Now we are ready to train a model by running:

# make preprocessor from the normalization parameters of Step 3
batch_preprocessor = manager.build_batch_preprocessor(use_gpu)

# read preprocessed data
data_reader = petastorm.make_batch_reader(train_dataset.parquet_url)
with DataLoader(data_reader, batch_preprocessor) as dataloader:
  for batch in dataloader:

# Store model outputs
torchscript_output_path = f"model_{round(time.time())}.torchscript"
serving_module = manager.build_serving_module(), torchscript_output_path)

# store for later use
training_output.output_path = torchscript_output_path

Note that the model is trained purely on the randomly generated data we collected in Step 1. We are taking a batch of data that we generated previously and training by looping over that data and interatively learning a better policy than the policy that generated the data. Effectively, this is learning to perform a task by observing completely random transitions from an environment!
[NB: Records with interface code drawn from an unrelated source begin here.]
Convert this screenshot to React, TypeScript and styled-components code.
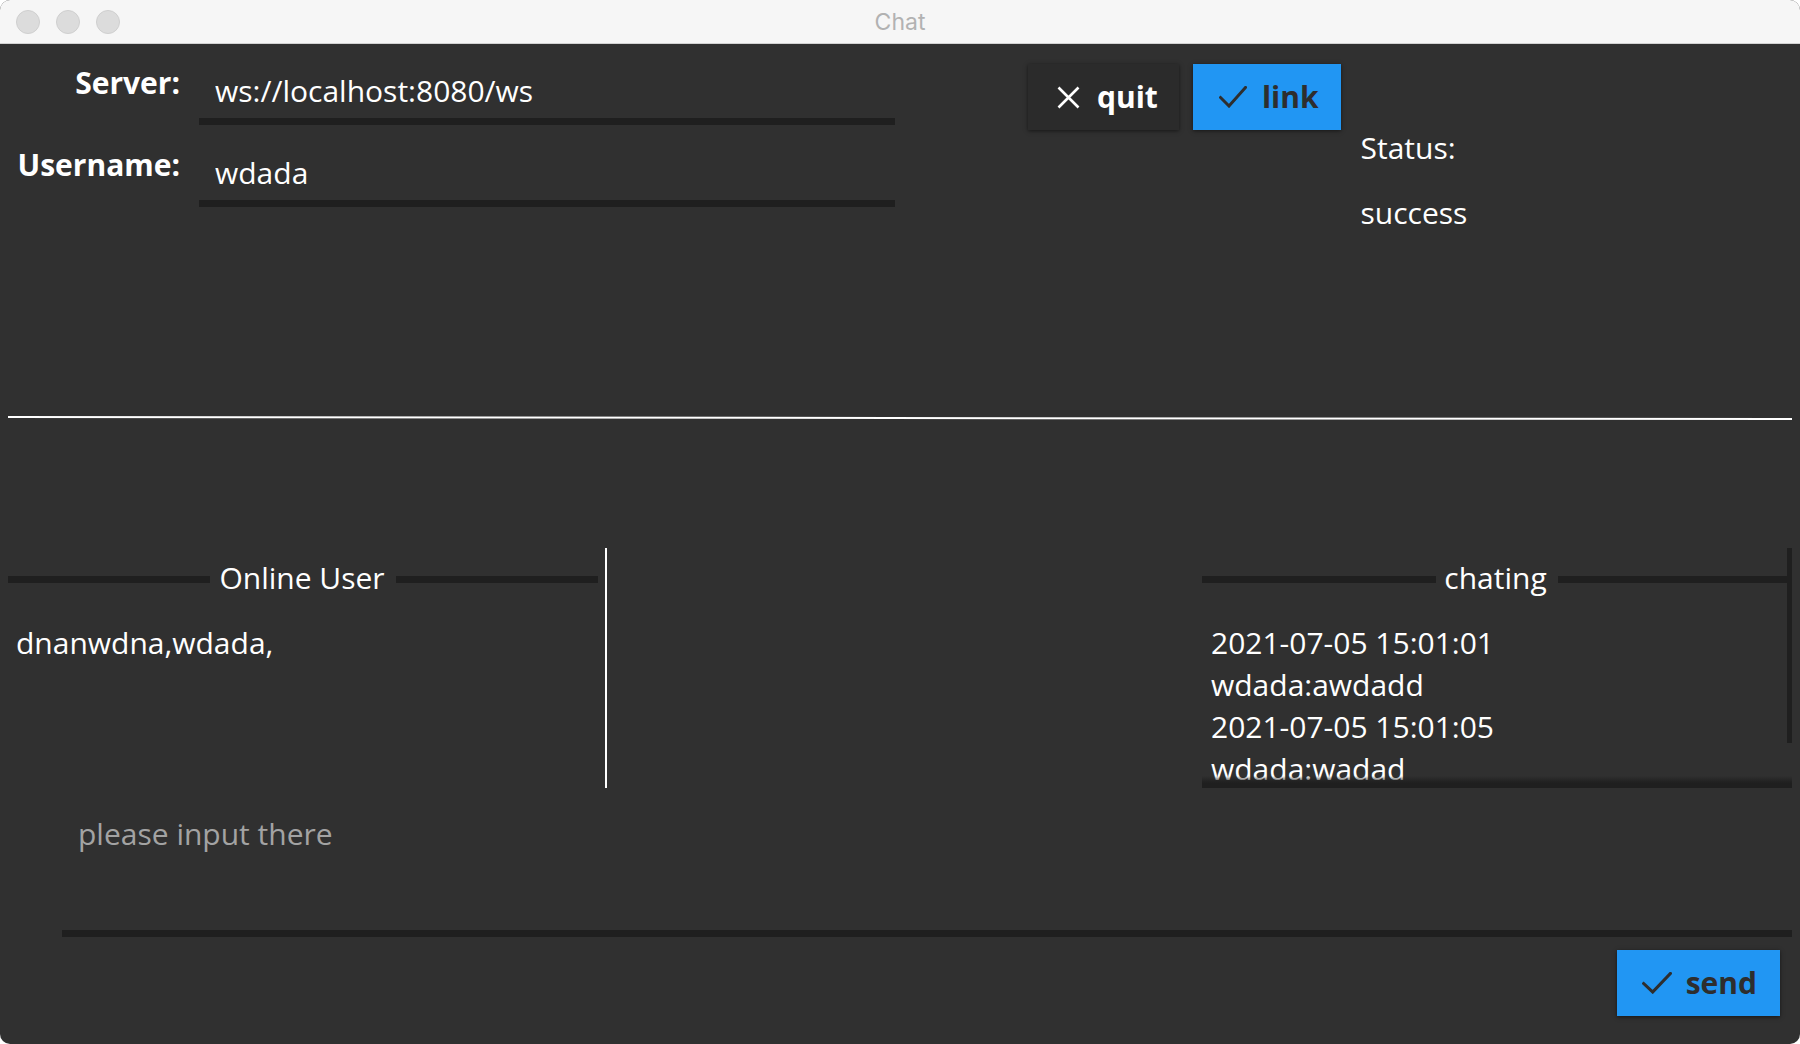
import React from "react";
import styled, { createGlobalStyle } from "styled-components";

const Global = createGlobalStyle`
  html, body { margin: 0; padding: 0; background: #ffffff; }
  body { font-family: "Open Sans", "Noto Sans", sans-serif; }
  * { box-sizing: border-box; }
`;

const Window = styled.div`
  width: 1800px;
  height: 1044px;
  background: #303030;
  border-radius: 10px;
  overflow: hidden;
  display: flex;
  flex-direction: column;
  color: #ffffff;
  font-family: "Open Sans", "Noto Sans", sans-serif;
`;

const TitleBar = styled.div`
  height: 44px;
  flex: none;
  background: #f6f6f6;
  border-bottom: 1px solid #d2d2d2;
  display: grid;
  grid-template-columns: 1fr auto 1fr;
  align-items: center;
`;

const Lights = styled.div`
  display: flex;
  gap: 16px;
  padding-left: 16px;
`;

const Light = styled.span`
  width: 24px;
  height: 24px;
  border-radius: 50%;
  background: #dcdcdc;
  border: 1px solid #cfcfcf;
`;

const Title = styled.div`
  font-family: Inter, "Noto Sans", sans-serif;
  font-size: 23px;
  color: #b2b2b2;
  padding-top: 1px;
`;

const Content = styled.div`
  flex: 1;
  display: flex;
  flex-direction: column;
  padding: 0 8px;
`;

const TopSection = styled.div`
  height: 373px;
  display: flex;
  align-items: flex-start;
`;

const FormGrid = styled.div`
  margin-top: 18px;
  display: grid;
  grid-template-columns: 172px 696px;
  column-gap: 19px;
  row-gap: 19px;
`;

const Label = styled.div`
  font-weight: 700;
  font-size: 30px;
  line-height: 42px;
  text-align: right;
  color: #ffffff;
`;

const Field = styled.input`
  height: 63px;
  width: 100%;
  background: transparent;
  border: none;
  border-bottom: 7px solid #1f1f1f;
  padding: 0 0 0 16px;
  margin: 0;
  font-family: "Open Sans", "Noto Sans", sans-serif;
  font-size: 30px;
  color: #ffffff;
  outline: none;
`;

const ButtonGroup = styled.div`
  margin-top: 20px;
  margin-left: 133px;
  display: flex;
  gap: 14px;
`;

const Button = styled.button<{ $primary?: boolean; $padL: number; $padR: number; $gap: number }>`
  height: 66px;
  display: flex;
  align-items: center;
  gap: ${(p) => p.$gap}px;
  padding: 0 ${(p) => p.$padR}px 0 ${(p) => p.$padL}px;
  border: none;
  border-radius: 0;
  background: ${(p) => (p.$primary ? "#2196f3" : "#2b2b2b")};
  color: ${(p) => (p.$primary ? "#2e2e2e" : "#ffffff")};
  box-shadow: 0 1px 4px rgba(0, 0, 0, 0.55);
  font-family: "Open Sans", "Noto Sans", sans-serif;
  font-weight: 700;
  font-size: 30px;
  line-height: 1;
  cursor: pointer;
  svg { flex: none; }
`;

const StatusBox = styled.div`
  margin-left: 20px;
  margin-top: 83px;
  display: flex;
  flex-direction: column;
  gap: 23px;
  font-size: 30px;
  line-height: 42px;
`;

const Separator = styled.div`
  height: 2px;
  flex: none;
  background: #ffffff;
  transform: rotate(0.064deg);
`;

const PanelRow = styled.div`
  margin-top: 129px;
  height: 240px;
  display: flex;
  align-items: stretch;
`;

const Panel = styled.div<{ $right?: boolean }>`
  width: 590px;
  position: relative;
  padding-top: 9px;
  margin-left: ${(p) => (p.$right ? "auto" : "0")};
  display: flex;
  flex-direction: column;
  overflow: hidden;
`;

const Heading = styled.div`
  display: flex;
  align-items: center;
  height: 42px;
  flex: none;
  font-size: 30px;
  line-height: 42px;
`;

const HeadingLine = styled.span`
  flex: 1;
  height: 7px;
  margin-top: 3px;
  background: #1f1f1f;
`;

const HeadingText = styled.span<{ $gapL: number; $gapR: number }>`
  padding: 0 ${(p) => p.$gapR}px 0 ${(p) => p.$gapL}px;
`;

const UserList = styled.div`
  margin-top: 23px;
  padding-left: 8px;
  font-size: 30px;
  line-height: 42px;
`;

const Divider = styled.div`
  width: 2px;
  margin-left: 7px;
  background: #ffffff;
`;

const Messages = styled.div`
  margin-top: 23px;
  padding-left: 9px;
  font-size: 30px;
  line-height: 42px;
  flex: 1;
  overflow: hidden;
`;

const Scrollbar = styled.div`
  position: absolute;
  right: 0;
  top: 0;
  width: 5px;
  height: 195px;
  background: #1f1f1f;
`;

const BottomShade = styled.div`
  position: absolute;
  left: 0;
  right: 0;
  bottom: 0;
  height: 12px;
  background: linear-gradient(to bottom, rgba(31, 31, 31, 0) 0%, rgba(31, 31, 31, 0.8) 45%, #1f1f1f 60%, #1f1f1f 100%);
`;

const InputArea = styled.textarea`
  margin-left: 54px;
  height: 149px;
  flex: none;
  background: transparent;
  border: none;
  border-bottom: 7px solid #1f1f1f;
  padding: 25px 0 0 16px;
  font-family: "Open Sans", "Noto Sans", sans-serif;
  font-size: 30px;
  line-height: 42px;
  color: #ffffff;
  resize: none;
  outline: none;
  &::placeholder { color: #a3a3a3; opacity: 1; }
`;

const SendRow = styled.div`
  margin-top: 13px;
  padding-right: 12px;
  display: flex;
  justify-content: flex-end;
`;

const CloseIcon = () => (
  <svg width="23" height="23" viewBox="0 0 23 23">
    <path d="M1.5 1.5 L21.5 21.5 M21.5 1.5 L1.5 21.5" stroke="#ffffff" strokeWidth="2.6" fill="none" />
  </svg>
);

const CheckIcon = ({ w = 28 }: { w?: number }) => (
  <svg width={w} height="22" viewBox="0 0 28 22" preserveAspectRatio="none">
    <path d="M1.5 11.5 L10 20 L26.5 1.5" stroke="#2e2e2e" strokeWidth="3" fill="none" strokeLinecap="square" />
  </svg>
);

const messages = [
  "2021-07-05 15:01:01",
  "wdada:awdadd",
  "2021-07-05 15:01:05",
  "wdada:wadad",
];

export default function App() {
  return (
    <>
      <Global />
      <Window>
        <TitleBar>
          <Lights>
            <Light />
            <Light />
            <Light />
          </Lights>
          <Title>Chat</Title>
          <div />
        </TitleBar>
        <Content>
          <TopSection>
            <FormGrid>
              <Label>Server:</Label>
              <Field readOnly value="ws://localhost:8080/ws" />
              <Label>Username:</Label>
              <Field readOnly value="wdada" />
            </FormGrid>
            <ButtonGroup>
              <Button $padL={29} $padR={21} $gap={17}>
                <CloseIcon />
                quit
              </Button>
              <Button $primary $padL={26} $padR={22} $gap={15}>
                <CheckIcon />
                link
              </Button>
            </ButtonGroup>
            <StatusBox>
              <div>Status:</div>
              <div>success</div>
            </StatusBox>
          </TopSection>
          <Separator />
          <PanelRow>
            <Panel>
              <Heading>
                <HeadingLine />
                <HeadingText $gapL={9} $gapR={11}>Online User</HeadingText>
                <HeadingLine />
              </Heading>
              <UserList>dnanwdna,wdada,</UserList>
            </Panel>
            <Divider />
            <Panel $right>
              <Heading>
                <HeadingLine />
                <HeadingText $gapL={8} $gapR={11}>chating</HeadingText>
                <HeadingLine />
              </Heading>
              <Messages>
                {messages.map((m, i) => (
                  <div key={i}>{m}</div>
                ))}
              </Messages>
              <Scrollbar />
              <BottomShade />
            </Panel>
          </PanelRow>
          <InputArea placeholder="please input there" />
          <SendRow>
            <Button $primary $padL={25} $padR={23} $gap={14}>
              <CheckIcon w={30} />
              send
            </Button>
          </SendRow>
        </Content>
      </Window>
    </>
  );
}
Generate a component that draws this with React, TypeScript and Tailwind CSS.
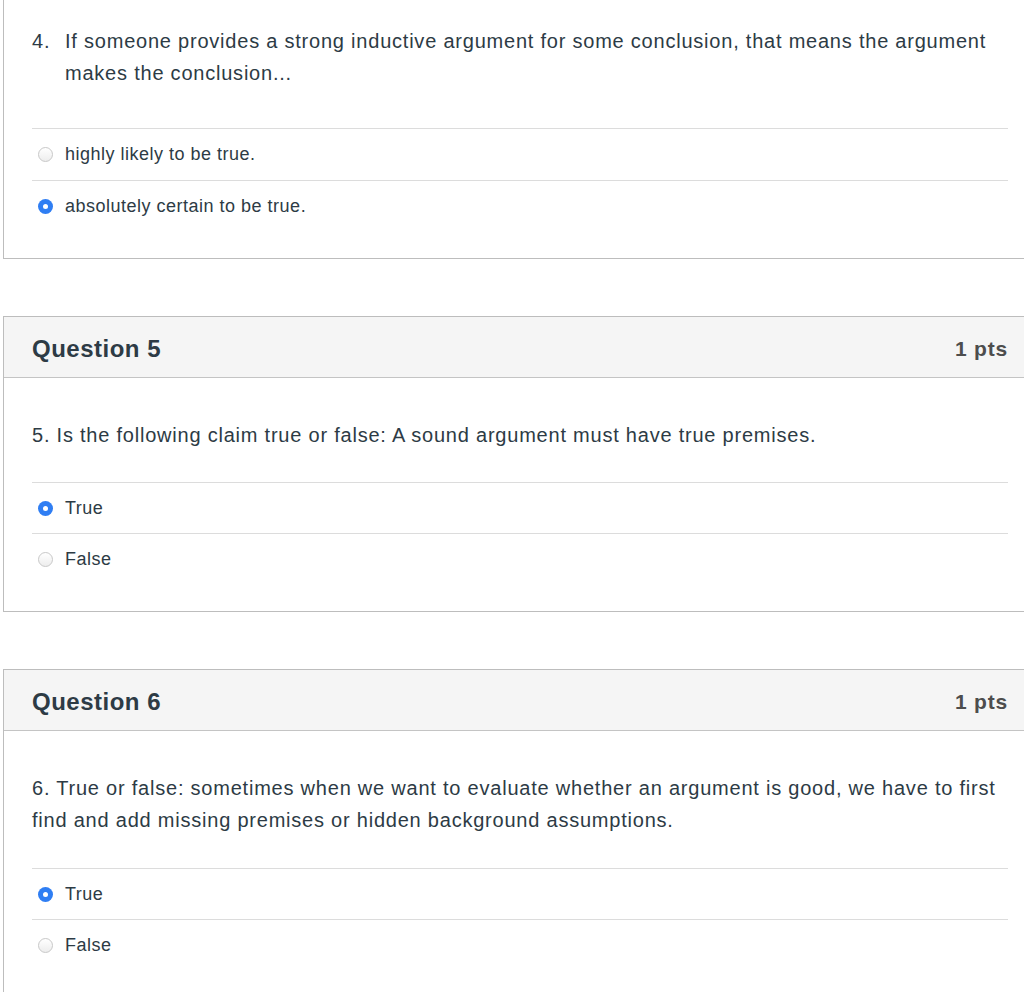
const font = { fontFamily: '"Liberation Sans", Arial, sans-serif' }

function Radio({ checked }: { checked?: boolean }) {
  if (checked) {
    return (
      <span className="flex h-[15px] w-[15px] items-center justify-center rounded-full bg-[#2f7ef3]">
        <span className="h-[5px] w-[5px] rounded-full bg-white" />
      </span>
    )
  }
  return (
    <span className="h-[15px] w-[15px] rounded-full border border-[#c8c8c8] bg-gradient-to-b from-white to-[#ededed]" />
  )
}

function Answers({ items, row }: { items: { label: string; checked?: boolean }[]; row: string }) {
  return (
    <div>
      {items.map((a) => (
        <div key={a.label} className={`flex items-center border-t border-[#dcdcdc] pl-[6px] ${row}`}>
          <Radio checked={a.checked} />
          <span className="ml-[12px] text-[18px] tracking-[0.5px] text-[#2d3b45]">{a.label}</span>
        </div>
      ))}
    </div>
  )
}

function Header({ n }: { n: number }) {
  return (
    <div className="flex h-[61px] items-center justify-between border-b border-[#c4c4c4] bg-[#f5f5f5] px-[28px] pt-[3px]">
      <span className="text-[24px] font-bold tracking-[0.5px] text-[#2d3b45]">Question {n}</span>
      <span className="text-[21px] font-bold tracking-[0.8px] text-[#4d4d4d]">1 pts</span>
    </div>
  )
}

const q = 'text-[20px] leading-[32px] tracking-[0.78px] text-[#2d3b45]'

export default function App() {
  return (
    <div className="h-[992px] w-[1024px] overflow-hidden bg-white" style={font}>
      {/* Question 4 (top cut off) */}
      <div className="ml-[3px] w-[1034px] border-x border-b border-[#bdbdbd]">
        <div className="px-[28px] pb-[26px]">
          <div className={`flex pt-[25px] pb-[39px] ${q}`}>
            <span className="w-[33px] shrink-0">4.</span>
            <p>
              If someone provides a strong inductive argument for some conclusion, that means the argument makes the
              conclusion...
            </p>
          </div>
          <Answers
            row="h-[52px]"
            items={[
              { label: 'highly likely to be true.' },
              { label: 'absolutely certain to be true.', checked: true },
            ]}
          />
        </div>
      </div>

      {/* Question 5 */}
      <div className="mt-[57px] ml-[3px] w-[1034px] border border-[#bdbdbd]">
        <Header n={5} />
        <div className="px-[28px] pb-[27px]">
          <p className={`pt-[41px] pb-[31px] ${q}`}>
            5. Is the following claim true or false: A sound argument must have true premises.
          </p>
          <Answers row="h-[51px]" items={[{ label: 'True', checked: true }, { label: 'False' }]} />
        </div>
      </div>

      {/* Question 6 */}
      <div className="mt-[57px] ml-[3px] w-[1034px] border border-[#bdbdbd]">
        <Header n={6} />
        <div className="px-[28px] pb-[27px]">
          <p className={`pt-[41px] pb-[32px] ${q}`}>
            6. True or false: sometimes when we want to evaluate whether an argument is good, we have to first find
            and add missing premises or hidden background assumptions.
          </p>
          <Answers row="h-[51px]" items={[{ label: 'True', checked: true }, { label: 'False' }]} />
        </div>
      </div>
    </div>
  )
}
While doing so, we are not even building a dynamics model of the environment.

NB: We can do the same for the eval_dataset if we want to perform CPE during training as a diagnosis tool.

Step 5 - Evaluate the Model

Now that we have trained a new policy on the offline CartPole-v0 data, we can try it out to see how it does:

./reagent/workflow/ run reagent.workflow.gym_batch_rl.evaluate_gym $CONFIG

which performs the following pseudo-code

# load our previous serving module
jit_model = torch.jit.load(saved_serving_module)

# wrap around module to fit our gymrunner interface
policy = create_predictor_policy_from_model(env, jit_model)
agent = Agent.create_for_env_with_serving_policy(env, policy=policy)

# run Agent on environment, and record rewards
rewards = evaluate_for_n_episodes(
    n=num_eval_episodes, env=env, agent=agent, max_steps=max_steps

Even on completely random data, DQN can learn a policy that obtains scores close to the maximum possible score of 200!

Step 6 - Visualize Results via Tensorboard

We can now view loss plots and CPE estimates in Tensorboard after running:

tensorboard --logdir outputs/

at localhost:6006. When done viewing the results deactivate the virtualenv by typing deactivate.